**WORK REQUIRED**
Copy the first line of the entries below and every line after it through the line containing "string; ci: string;". Do not include pictures.

**INPUT FOR THIS TASK**

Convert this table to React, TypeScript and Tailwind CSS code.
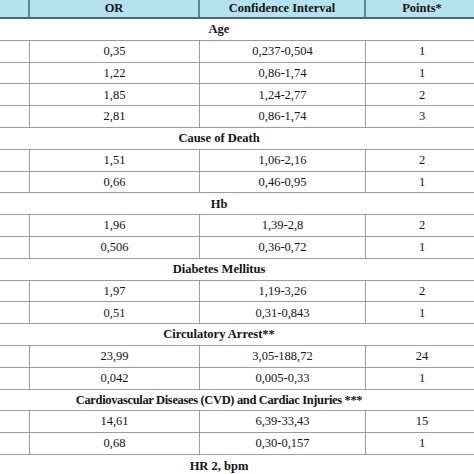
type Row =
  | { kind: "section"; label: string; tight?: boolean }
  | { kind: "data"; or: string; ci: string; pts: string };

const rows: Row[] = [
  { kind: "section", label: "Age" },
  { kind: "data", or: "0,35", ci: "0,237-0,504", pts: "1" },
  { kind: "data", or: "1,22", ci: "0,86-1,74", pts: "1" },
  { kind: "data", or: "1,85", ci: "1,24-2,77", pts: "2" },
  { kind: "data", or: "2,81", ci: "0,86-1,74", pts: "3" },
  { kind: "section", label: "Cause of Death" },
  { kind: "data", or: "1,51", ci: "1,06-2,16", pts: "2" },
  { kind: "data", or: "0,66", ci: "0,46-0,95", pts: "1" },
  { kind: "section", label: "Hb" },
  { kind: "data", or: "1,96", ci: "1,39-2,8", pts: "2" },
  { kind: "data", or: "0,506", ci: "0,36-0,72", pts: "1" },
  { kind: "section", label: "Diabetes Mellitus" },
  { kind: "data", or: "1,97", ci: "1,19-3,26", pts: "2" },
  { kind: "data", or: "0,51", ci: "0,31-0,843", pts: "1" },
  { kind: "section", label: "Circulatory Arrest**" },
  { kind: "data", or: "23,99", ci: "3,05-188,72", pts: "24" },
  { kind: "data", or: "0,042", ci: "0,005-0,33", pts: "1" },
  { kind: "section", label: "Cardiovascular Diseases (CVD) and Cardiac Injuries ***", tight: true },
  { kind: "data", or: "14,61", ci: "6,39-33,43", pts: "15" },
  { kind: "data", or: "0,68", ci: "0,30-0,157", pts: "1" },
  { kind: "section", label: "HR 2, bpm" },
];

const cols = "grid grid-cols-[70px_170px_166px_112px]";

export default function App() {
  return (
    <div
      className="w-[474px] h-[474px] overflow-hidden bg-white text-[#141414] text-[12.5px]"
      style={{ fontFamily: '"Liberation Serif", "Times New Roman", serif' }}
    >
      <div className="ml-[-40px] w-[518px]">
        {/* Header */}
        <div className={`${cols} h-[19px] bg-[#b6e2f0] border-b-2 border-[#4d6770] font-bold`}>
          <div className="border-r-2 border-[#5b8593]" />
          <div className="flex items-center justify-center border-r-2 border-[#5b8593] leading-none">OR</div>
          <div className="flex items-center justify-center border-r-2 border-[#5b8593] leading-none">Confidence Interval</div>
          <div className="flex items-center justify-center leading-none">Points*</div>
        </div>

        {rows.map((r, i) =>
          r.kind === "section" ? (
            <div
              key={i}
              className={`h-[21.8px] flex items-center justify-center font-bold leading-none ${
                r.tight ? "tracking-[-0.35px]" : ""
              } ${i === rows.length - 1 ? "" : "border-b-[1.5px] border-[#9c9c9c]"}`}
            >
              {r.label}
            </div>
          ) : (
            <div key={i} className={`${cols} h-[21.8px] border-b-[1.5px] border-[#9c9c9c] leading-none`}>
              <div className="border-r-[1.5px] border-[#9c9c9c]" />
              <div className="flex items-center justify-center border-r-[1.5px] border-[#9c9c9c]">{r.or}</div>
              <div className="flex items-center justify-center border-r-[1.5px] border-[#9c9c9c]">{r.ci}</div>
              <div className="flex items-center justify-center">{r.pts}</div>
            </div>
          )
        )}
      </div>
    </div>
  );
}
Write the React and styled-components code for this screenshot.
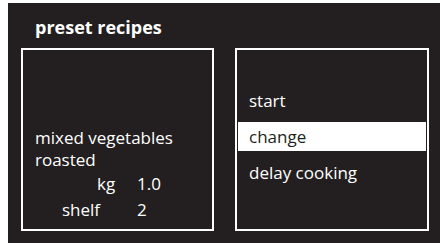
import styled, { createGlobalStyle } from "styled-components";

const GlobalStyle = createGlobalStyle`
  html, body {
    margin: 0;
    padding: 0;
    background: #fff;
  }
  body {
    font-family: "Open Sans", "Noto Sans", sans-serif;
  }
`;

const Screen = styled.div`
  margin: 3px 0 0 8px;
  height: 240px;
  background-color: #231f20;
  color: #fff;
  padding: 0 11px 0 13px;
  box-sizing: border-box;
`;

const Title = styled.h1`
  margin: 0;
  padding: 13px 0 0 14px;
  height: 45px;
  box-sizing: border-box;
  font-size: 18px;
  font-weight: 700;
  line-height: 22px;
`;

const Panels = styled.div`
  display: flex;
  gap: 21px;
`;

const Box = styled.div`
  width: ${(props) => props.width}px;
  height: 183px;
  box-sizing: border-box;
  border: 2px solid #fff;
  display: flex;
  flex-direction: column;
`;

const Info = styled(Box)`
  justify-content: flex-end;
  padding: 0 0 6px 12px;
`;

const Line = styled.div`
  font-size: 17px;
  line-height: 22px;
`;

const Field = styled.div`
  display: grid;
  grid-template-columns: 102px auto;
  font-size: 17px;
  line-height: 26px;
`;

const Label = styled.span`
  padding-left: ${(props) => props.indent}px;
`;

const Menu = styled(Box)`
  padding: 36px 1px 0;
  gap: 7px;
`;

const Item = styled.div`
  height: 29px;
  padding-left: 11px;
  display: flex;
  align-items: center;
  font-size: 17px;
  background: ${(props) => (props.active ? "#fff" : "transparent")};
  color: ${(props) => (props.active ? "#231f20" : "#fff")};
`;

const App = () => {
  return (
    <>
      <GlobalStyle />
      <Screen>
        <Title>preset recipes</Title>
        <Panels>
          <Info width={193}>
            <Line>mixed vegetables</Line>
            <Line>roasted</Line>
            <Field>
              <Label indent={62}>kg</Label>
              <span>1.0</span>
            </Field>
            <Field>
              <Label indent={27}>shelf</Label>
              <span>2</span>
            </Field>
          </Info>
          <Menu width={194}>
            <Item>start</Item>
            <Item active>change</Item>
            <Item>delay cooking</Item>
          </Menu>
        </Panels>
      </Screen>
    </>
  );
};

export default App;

**WRITTEN RESPONSE**
Convert this table to React, TypeScript and Tailwind CSS code.
type Row =
  | { kind: "section"; label: string; tight?: boolean }
  | { kind: "data"; or: string; ci: string; pts: string };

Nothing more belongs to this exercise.